What you need to do: Where a line of the material contains the string "matching", copy that line.

--- Stored records ---

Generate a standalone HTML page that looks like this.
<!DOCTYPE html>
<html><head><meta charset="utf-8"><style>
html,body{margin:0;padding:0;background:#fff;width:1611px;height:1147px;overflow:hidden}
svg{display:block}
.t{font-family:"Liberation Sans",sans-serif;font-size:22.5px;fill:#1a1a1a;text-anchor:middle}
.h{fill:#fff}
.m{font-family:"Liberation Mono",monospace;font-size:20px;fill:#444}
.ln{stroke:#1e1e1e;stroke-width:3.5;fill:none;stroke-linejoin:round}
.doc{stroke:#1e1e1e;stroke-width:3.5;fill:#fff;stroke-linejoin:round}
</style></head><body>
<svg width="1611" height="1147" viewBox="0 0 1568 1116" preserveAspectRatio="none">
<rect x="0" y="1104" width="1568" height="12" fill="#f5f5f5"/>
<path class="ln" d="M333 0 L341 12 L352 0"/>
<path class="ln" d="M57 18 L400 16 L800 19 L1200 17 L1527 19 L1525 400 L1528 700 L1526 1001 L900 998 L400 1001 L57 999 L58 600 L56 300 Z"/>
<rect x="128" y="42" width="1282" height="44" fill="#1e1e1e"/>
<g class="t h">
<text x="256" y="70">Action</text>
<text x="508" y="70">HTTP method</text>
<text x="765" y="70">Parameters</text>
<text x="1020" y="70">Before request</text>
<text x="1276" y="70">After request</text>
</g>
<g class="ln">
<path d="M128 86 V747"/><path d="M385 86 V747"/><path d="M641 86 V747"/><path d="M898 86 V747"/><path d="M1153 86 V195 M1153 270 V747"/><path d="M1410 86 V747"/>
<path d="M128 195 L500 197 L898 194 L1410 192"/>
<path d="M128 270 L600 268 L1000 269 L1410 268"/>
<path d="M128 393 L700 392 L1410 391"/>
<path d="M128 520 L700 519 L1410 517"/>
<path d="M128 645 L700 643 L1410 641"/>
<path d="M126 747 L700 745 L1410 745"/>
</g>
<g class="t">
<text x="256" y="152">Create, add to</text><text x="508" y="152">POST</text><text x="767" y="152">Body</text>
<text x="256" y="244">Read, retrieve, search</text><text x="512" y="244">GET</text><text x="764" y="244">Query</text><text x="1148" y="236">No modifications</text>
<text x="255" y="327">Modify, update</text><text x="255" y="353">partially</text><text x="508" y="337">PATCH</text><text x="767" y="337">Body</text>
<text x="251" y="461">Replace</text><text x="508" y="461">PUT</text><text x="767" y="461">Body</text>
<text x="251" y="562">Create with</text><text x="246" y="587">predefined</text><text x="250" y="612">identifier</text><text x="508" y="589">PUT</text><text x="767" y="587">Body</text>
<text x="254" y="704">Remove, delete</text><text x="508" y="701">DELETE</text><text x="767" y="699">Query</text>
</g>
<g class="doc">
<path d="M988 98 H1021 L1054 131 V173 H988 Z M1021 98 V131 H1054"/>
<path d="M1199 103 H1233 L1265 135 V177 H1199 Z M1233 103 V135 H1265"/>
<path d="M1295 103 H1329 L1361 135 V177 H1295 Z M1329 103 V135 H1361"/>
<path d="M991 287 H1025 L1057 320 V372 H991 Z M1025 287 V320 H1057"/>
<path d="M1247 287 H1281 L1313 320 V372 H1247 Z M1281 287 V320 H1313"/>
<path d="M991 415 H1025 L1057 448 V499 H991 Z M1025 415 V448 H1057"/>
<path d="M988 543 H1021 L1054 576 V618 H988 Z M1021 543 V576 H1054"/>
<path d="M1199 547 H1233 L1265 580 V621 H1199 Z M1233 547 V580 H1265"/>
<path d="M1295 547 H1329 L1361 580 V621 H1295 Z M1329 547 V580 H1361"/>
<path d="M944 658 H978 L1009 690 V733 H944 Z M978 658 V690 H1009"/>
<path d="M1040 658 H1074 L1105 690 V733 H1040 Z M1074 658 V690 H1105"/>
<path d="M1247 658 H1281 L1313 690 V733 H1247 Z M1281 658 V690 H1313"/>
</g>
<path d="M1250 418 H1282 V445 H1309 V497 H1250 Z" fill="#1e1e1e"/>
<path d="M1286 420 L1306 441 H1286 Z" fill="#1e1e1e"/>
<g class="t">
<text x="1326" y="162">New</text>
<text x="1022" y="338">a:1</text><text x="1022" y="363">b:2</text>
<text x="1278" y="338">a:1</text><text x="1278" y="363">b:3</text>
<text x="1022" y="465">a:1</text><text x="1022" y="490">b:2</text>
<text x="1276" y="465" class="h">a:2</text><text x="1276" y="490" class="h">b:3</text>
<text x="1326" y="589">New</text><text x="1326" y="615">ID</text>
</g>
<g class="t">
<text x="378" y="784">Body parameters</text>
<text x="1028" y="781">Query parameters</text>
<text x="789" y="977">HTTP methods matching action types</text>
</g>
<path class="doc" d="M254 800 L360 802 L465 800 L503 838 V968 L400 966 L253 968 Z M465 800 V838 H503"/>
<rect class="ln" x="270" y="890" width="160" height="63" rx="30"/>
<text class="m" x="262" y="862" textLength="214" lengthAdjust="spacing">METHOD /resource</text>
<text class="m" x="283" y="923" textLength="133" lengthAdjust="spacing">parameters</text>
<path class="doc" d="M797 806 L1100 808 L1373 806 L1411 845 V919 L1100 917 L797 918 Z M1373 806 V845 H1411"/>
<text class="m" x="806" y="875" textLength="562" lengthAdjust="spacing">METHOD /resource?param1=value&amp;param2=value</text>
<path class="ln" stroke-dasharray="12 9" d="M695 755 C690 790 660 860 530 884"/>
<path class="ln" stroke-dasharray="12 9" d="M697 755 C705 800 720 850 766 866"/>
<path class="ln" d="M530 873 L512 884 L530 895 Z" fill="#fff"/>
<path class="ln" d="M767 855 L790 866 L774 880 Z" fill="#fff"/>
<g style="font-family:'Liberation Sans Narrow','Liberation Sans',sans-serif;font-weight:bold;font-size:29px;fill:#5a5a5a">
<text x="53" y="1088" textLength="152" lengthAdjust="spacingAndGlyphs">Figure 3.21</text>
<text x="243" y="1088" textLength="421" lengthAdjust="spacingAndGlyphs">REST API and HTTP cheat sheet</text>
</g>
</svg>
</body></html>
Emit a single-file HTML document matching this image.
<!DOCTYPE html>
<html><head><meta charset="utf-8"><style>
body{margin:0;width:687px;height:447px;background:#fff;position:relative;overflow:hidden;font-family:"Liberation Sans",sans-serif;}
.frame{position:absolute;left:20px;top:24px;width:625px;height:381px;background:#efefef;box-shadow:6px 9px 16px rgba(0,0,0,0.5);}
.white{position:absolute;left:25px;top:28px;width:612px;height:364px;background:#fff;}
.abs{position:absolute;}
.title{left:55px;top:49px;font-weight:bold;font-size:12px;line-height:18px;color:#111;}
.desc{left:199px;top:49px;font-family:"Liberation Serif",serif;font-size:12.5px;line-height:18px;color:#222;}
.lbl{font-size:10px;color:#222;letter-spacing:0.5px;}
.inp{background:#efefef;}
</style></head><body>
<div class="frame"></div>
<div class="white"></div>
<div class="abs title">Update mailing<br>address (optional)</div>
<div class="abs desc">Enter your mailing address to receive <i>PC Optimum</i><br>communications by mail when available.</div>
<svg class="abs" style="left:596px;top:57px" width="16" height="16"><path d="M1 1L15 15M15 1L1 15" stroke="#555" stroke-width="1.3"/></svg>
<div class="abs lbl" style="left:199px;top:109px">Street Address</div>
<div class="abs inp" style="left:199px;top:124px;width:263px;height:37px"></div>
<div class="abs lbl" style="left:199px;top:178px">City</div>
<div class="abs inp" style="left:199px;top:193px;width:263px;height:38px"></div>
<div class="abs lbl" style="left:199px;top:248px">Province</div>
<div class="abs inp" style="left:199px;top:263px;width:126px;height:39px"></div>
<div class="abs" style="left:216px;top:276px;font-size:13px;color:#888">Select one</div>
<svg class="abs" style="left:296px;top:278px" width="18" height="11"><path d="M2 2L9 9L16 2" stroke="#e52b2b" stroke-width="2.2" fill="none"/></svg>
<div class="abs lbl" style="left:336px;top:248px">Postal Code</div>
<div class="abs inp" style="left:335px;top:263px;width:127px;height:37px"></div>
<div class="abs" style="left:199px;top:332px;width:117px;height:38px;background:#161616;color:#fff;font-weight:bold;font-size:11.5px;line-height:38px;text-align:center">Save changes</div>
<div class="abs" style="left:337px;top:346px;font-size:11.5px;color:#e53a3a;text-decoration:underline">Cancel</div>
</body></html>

---

The output:
<text x="789" y="977">HTTP methods matching action types</text>
Emit a single-file HTML document matching this image.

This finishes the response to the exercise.